*THE EXERCISE*
Report the number of lines in the entries below that include the word "this", and nothing else.

— START MATERIAL TO PROCESS —

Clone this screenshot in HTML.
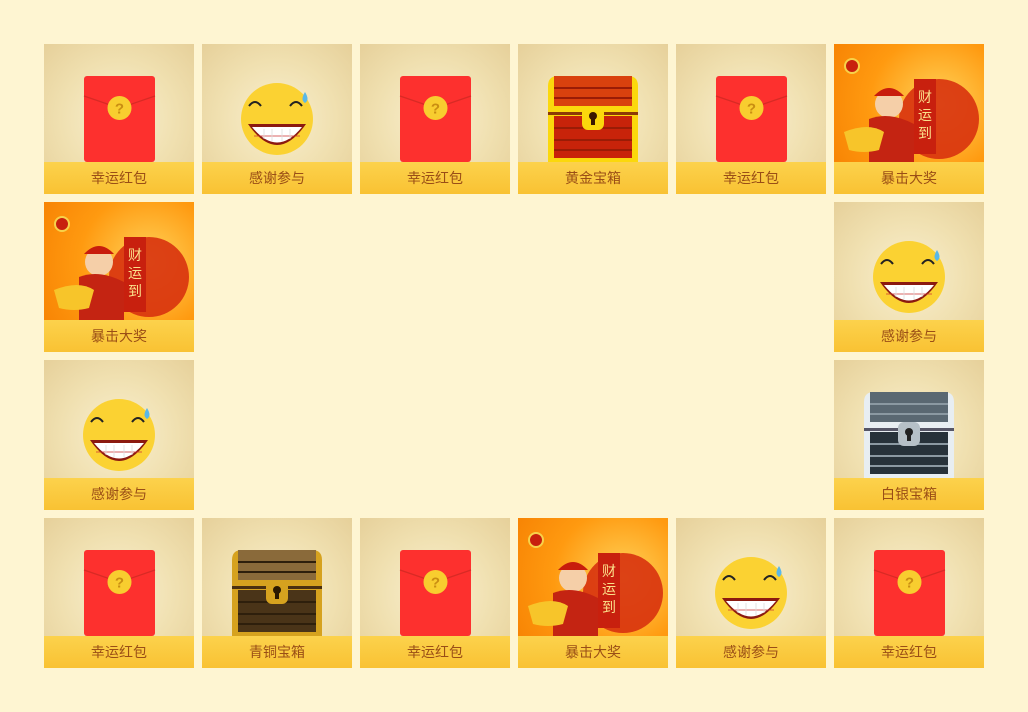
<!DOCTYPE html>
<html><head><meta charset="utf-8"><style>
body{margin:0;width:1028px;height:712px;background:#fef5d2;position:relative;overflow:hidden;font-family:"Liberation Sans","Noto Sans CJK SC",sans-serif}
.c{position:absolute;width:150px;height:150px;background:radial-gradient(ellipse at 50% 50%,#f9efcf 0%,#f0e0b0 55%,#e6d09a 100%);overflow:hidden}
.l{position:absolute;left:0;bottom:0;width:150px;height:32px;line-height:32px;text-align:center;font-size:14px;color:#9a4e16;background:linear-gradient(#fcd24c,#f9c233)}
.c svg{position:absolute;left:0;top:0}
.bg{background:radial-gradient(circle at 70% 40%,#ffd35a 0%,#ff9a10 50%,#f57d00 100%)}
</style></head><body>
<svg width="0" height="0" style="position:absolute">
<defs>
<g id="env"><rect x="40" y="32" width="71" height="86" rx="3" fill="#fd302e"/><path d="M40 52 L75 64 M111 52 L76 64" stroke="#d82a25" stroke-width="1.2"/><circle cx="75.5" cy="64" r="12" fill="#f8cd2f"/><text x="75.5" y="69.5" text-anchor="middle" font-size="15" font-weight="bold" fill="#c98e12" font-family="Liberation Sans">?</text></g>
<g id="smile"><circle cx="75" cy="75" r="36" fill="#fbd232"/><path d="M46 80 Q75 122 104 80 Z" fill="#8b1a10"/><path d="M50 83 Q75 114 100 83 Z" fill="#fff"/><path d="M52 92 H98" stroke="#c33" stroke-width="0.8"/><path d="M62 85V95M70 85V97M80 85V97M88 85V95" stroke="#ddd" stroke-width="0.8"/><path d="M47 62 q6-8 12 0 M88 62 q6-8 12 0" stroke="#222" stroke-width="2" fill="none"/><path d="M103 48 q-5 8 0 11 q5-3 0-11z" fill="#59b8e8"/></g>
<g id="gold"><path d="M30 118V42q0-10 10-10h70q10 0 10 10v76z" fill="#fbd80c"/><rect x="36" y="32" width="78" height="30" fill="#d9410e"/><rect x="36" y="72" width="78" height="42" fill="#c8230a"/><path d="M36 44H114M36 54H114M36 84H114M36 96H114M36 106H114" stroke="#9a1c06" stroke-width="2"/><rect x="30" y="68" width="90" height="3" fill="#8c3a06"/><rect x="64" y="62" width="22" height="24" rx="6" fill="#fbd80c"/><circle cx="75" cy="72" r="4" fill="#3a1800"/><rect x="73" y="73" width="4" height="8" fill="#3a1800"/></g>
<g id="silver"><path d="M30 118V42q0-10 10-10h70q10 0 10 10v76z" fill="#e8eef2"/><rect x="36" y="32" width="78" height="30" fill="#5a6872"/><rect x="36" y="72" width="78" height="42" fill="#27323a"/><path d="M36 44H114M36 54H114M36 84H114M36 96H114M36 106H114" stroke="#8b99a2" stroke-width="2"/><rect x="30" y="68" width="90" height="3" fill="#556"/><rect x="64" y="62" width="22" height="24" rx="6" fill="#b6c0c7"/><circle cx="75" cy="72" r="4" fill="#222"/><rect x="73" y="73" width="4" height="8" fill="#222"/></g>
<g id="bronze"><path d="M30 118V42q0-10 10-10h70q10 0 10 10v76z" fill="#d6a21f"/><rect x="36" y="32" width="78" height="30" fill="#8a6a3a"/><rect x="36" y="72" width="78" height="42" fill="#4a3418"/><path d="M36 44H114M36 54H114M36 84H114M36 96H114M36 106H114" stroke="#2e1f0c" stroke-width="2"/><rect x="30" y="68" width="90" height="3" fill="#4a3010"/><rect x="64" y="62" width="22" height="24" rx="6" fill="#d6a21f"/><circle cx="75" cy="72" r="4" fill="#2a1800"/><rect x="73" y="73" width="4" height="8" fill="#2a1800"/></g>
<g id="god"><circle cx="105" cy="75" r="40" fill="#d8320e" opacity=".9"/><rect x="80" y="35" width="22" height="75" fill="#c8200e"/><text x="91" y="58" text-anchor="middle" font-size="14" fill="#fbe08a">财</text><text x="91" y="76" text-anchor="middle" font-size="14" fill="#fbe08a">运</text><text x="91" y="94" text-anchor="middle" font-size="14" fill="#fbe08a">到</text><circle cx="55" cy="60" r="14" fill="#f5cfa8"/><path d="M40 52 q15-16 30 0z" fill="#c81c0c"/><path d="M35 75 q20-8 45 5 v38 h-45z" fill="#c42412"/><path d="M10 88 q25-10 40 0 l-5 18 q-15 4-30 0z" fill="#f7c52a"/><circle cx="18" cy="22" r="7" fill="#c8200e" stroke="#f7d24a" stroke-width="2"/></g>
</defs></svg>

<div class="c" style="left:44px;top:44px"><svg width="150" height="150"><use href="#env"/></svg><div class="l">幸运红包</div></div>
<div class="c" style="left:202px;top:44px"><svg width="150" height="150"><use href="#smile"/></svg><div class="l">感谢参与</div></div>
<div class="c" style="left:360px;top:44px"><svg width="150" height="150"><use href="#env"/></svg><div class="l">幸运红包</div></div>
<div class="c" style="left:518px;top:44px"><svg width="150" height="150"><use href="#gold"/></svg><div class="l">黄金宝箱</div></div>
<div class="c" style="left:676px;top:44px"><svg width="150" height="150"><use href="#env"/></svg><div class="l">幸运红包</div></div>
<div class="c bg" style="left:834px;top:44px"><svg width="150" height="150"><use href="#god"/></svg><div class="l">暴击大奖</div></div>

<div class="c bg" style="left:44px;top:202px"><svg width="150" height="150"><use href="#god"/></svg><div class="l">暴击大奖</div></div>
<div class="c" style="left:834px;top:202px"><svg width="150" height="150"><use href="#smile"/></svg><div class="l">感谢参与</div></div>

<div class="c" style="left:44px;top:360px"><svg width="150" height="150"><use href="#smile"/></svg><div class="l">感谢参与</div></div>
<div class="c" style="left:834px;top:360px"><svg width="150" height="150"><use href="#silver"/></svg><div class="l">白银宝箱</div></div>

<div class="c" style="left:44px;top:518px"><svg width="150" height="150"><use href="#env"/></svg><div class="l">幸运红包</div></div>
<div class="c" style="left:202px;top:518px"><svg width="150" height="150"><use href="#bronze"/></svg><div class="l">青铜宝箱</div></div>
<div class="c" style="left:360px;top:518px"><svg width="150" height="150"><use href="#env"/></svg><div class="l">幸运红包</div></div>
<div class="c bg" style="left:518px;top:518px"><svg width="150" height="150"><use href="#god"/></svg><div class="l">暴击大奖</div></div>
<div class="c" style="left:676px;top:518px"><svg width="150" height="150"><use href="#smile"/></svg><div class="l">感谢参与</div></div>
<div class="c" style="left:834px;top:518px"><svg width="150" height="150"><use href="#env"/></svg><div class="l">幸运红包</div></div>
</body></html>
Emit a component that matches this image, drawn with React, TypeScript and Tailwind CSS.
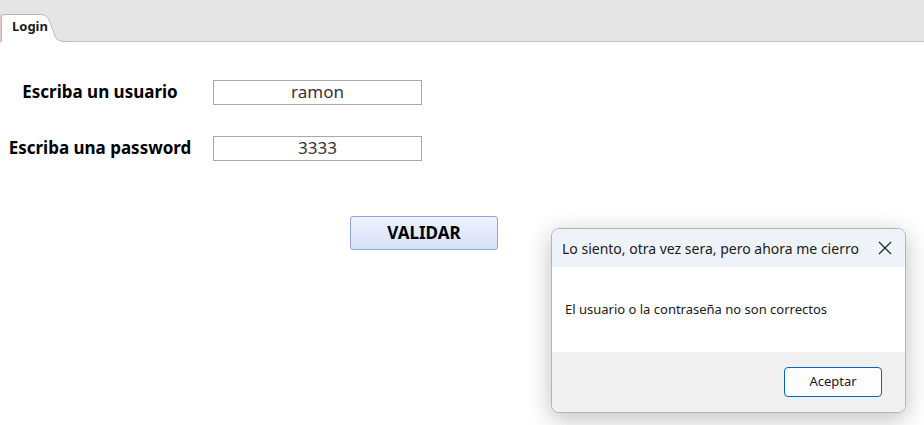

— END MATERIAL TO PROCESS —

*REPLY*
2